When you’re publishing an eBook, you can go to the online retailer or servicer of your choosing, like Amazon, for example. Amazon is the biggest platform for self-publishing eBooks, but there are others as well. When you’re publishing an eBook, the process ends with the digital publication of your book. You will have to provide a manuscript – or, your book – in a certain format, be it PDF, epub, mobi, depending on whether you’re publishing for Kindle only users or want a wider outreach. You would get your ISBN, which, if you’re publishing via Amazon’s CreateSpace, you can get for free. The ISBN is a number that connects a book and its publisher, and you need to have one to self-publish your book. Then, you need to follow the guidelines of the platform you’ve chose in the formatting of your book, the word count, the price (often depending on the number of words), and you’re the one that has to provide the cover and take care of all the other details, especially of the marketing aspect. However, once you’re done and hit publish, your book will be available on Amazon almost instantly.

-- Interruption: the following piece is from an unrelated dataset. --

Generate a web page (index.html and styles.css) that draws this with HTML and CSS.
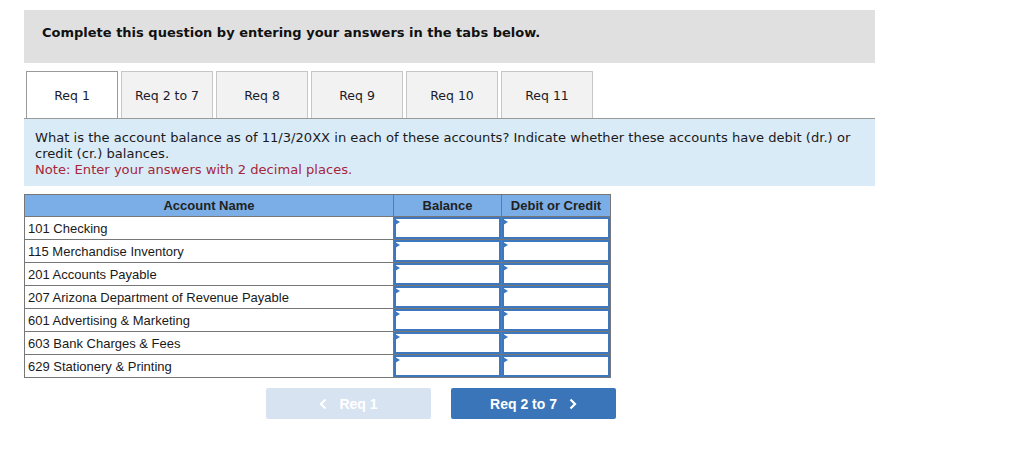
FILE: index.html
```html
<!DOCTYPE html>
<html>
<head>
<meta charset="utf-8">
<link rel="stylesheet" href="styles.css">
</head>
<body>
<div class="wrap">
  <div class="header">Complete this question by entering your answers in the tabs below.</div>
  <div class="tabs">
    <div class="tab active">Req 1</div>
    <div class="tab">Req 2 to 7</div>
    <div class="tab">Req 8</div>
    <div class="tab">Req 9</div>
    <div class="tab">Req 10</div>
    <div class="tab">Req 11</div>
  </div>
  <div class="panel">
    <p>What is the account balance as of 11/3/20XX in each of these accounts? Indicate whether these accounts have debit (dr.) or credit (cr.) balances.</p>
    <p class="note">Note: Enter your answers with 2 decimal places.</p>
  </div>
  <table class="grid">
    <thead>
      <tr><th class="c-name">Account Name</th><th class="c-bal">Balance</th><th class="c-dc">Debit or Credit</th></tr>
    </thead>
    <tbody>
      <tr><td class="name">101 Checking</td><td class="inp"><div class="box"></div></td><td class="inp"><div class="box"></div></td></tr>
      <tr><td class="name">115 Merchandise Inventory</td><td class="inp"><div class="box"></div></td><td class="inp"><div class="box"></div></td></tr>
      <tr><td class="name">201 Accounts Payable</td><td class="inp"><div class="box"></div></td><td class="inp"><div class="box"></div></td></tr>
      <tr><td class="name">207 Arizona Department of Revenue Payable</td><td class="inp"><div class="box"></div></td><td class="inp"><div class="box"></div></td></tr>
      <tr><td class="name">601 Advertising &amp; Marketing</td><td class="inp"><div class="box"></div></td><td class="inp"><div class="box"></div></td></tr>
      <tr><td class="name">603 Bank Charges &amp; Fees</td><td class="inp"><div class="box"></div></td><td class="inp"><div class="box"></div></td></tr>
      <tr><td class="name">629 Stationery &amp; Printing</td><td class="inp"><div class="box"></div></td><td class="inp"><div class="box"></div></td></tr>
    </tbody>
  </table>
  <div class="nav">
    <div class="btn prev"><svg class="chev" width="8" height="12" viewBox="0 0 8 12"><path d="M6.5 1.5 L2 6 L6.5 10.5" fill="none" stroke="#fff" stroke-width="2.2"/></svg><span>Req 1</span></div>
    <div class="btn next"><span>Req 2 to 7</span><svg class="chev" width="8" height="12" viewBox="0 0 8 12"><path d="M1.5 1.5 L6 6 L1.5 10.5" fill="none" stroke="#fff" stroke-width="2.2"/></svg></div>
  </div>
</div>
</body>
</html>
```
FILE: styles.css
```css
html, body { margin: 0; padding: 0; background: #fff; }
body { font-family: "DejaVu Sans", Verdana, sans-serif; color: #1a1a1a; }
.wrap { padding: 10px 0 0 24px; width: 851px; }
.header {
  height: 53px; background: #e0e0e0; box-sizing: border-box;
  padding: 15px 0 0 18px; font-weight: bold; font-size: 13px; color: #111;
}
.tabs {
  margin-top: 8px; display: flex; gap: 3px; padding-left: 2px;
  border-bottom: 1px solid #9a9a9a; height: 47px;
}
.tab {
  width: 92px; height: 47px; box-sizing: border-box;
  background: #f2f2f2; border: 1px solid #c6c6c6; border-bottom: none;
  display: flex; align-items: center; justify-content: center;
  font-size: 12.5px; color: #1a1a2a;
}
.tab.active { background: #fff; border-color: #9a9a9a; }
.panel {
  background: #daebf8; height: 67px; box-sizing: border-box;
  padding: 11px 11px 0 11px; font-size: 13.1px; line-height: 16px; color: #1a1a1a;
}
.panel p { margin: 0; }
.panel .note { color: #a4273b; }
.grid {
  margin-top: 8px; border-collapse: collapse; font-family: "Liberation Sans", Arial, sans-serif;
  font-size: 13px; color: #1a1a1a;
}
.grid th {
  background: #7baee6; height: 22px; padding: 0; font-weight: bold; color: #222;
  border: 1px solid #777; box-sizing: border-box;
}
.c-name { width: 369px; }
.c-bal { width: 108px; }
.c-dc { width: 109px; }
.grid td { border: 1px solid #777; height: 23px; box-sizing: border-box; padding: 0; }
.grid td.name { padding: 0 0 0 3px; }
.grid td.inp { padding: 0; }
.box {
  height: 22px; box-sizing: border-box; border: 2px solid #3d77bd;
  background: #fff; position: relative;
}
.box::before {
  content: ""; position: absolute; left: -1px; top: 0px;
  border-left: 5px solid #3d77bd; border-top: 3px solid transparent; border-bottom: 3px solid transparent;
}
.nav { display: flex; gap: 20px; margin: 10px 0 0 242px; }
.btn {
  width: 165px; height: 31px; border-radius: 2px; display: flex; align-items: center; justify-content: center;
  gap: 12px; color: #fff; font-family: "Liberation Sans", Arial, sans-serif; font-weight: bold; font-size: 14px;
}
.btn.prev { background: #d7e3f1; }
.btn.next { background: #3a75b9; }
.chev { display: block; }
```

POD works a bit differently. Amazon has their own POD, but there are other platforms that will offer POD through Amazon, Barnes and Noble, and others. This means that you will have to provide almost the same things as when you’re publishing an eBook, mainly your manuscript in a certain format, an ISBN, and a cover, before everything else. Then, one your book goes live, it’s not available to buy, or in stock, just yet. It works a bit differently. For a certain period of time, your book will be in pre-sale mode. This period can be two months and longer. It’s commonly thought that a longer pre-sale mode allows you more time to rigorously market your book and promote it as widely as you can, so that your potential readers can pre-order your book. Once a certain number of copies are requested by potential readers, who have pre-ordered your book, the book goes in print and will soon have a status of in-stock on retailers’ websites. Then, when interest dies down, your book will go to out of stock status. This means that your original potential readers will receive their copy within 28-48 days and more, depending on different factors like sales, pre-sales, and the other ‘backstage’ factors of POD you won’t be able to control. However, do not discount the fact that the out-of-stock sign next to your novel on retail websites will discourage potential readers, especially if they’re disinclined to read an electronic version.
On the other hand, once you have an electronic version of your book, it’s good to get POD for it as well, regardless of your marketing plans for your book. As previously said, some readers prefer hard, or paperback, copies of books, and some are even willing to wait the necessary time until they have said copy in their hands.
4) How to select self-publishing platforms
There are many different self-publishing platforms out there, and yes, Amazon is the most popular one, and the easiest one to use if you’re a beginner. However, here are some things you should check before you sign up on any of them.
- Check their formatting guidelines. Each platform will have different requirements for publishing, especially if you’re including print versions.
- Check their royalties rules. Amazon offers a different percentage for royalties based on the price of your book, which as a first timer might be as low as $2.99, which means you’ll get barely 30%. Also, check the payment of royalties and when you can get them, some platforms wait for a certain number of sales, or money, before you can get a check or make a wire transfer.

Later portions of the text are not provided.